De plus, si le nucléaire pose de vrais problèmes, il a en revanche l'avantage d'avoir assuré à la France son indépendance en matière de production d'électricité, à un prix très abordable et sans production de gaz à effet de serre. Cette filière a aussi permis à notre pays d'être excédentaire en électricité et de développer un savoir-faire dont on devrait tirer d'importants bénéfices au moment où décolle l'économie de pays aussi importants que la Chine ou l'Inde, qui vont avoir des besoins croissants en termes de production d'énergie électrique.

Nous ne devons donc pas réduire la question de l'indépendance énergétique de notre pays et celle du respect des engagements pris dans le cadre du protocole de Kyoto au développement des énergies renouvelables dans le domaine de la production d'électricité.
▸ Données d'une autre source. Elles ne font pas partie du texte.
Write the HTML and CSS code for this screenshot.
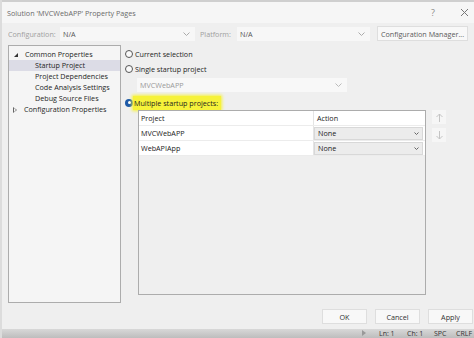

Notre collègue M. Ladislas Poniatowski a cité d'autres pistes ; il a tout à fait raison.

C'est en substituant les énergies renouvelables aux énergies fossiles consommées dans le domaine des transports et de l'industrie que nous réduirons significativement notre dépendance à l'égard des énergies fossiles et que nous aurons un impact réel sur le plan environnemental.

Il serait donc intéressant, monsieur le ministre, au-delà de la question précédemment posée sur la sécurité d'approvisionnement énergétique de notre pays, que vous nous précisiez ce que vous comptez faire pour améliorer la substitution d'énergies renouvelables aux énergies fossiles, permettant ainsi de réduire significativement nos émissions de gaz à effet de serre.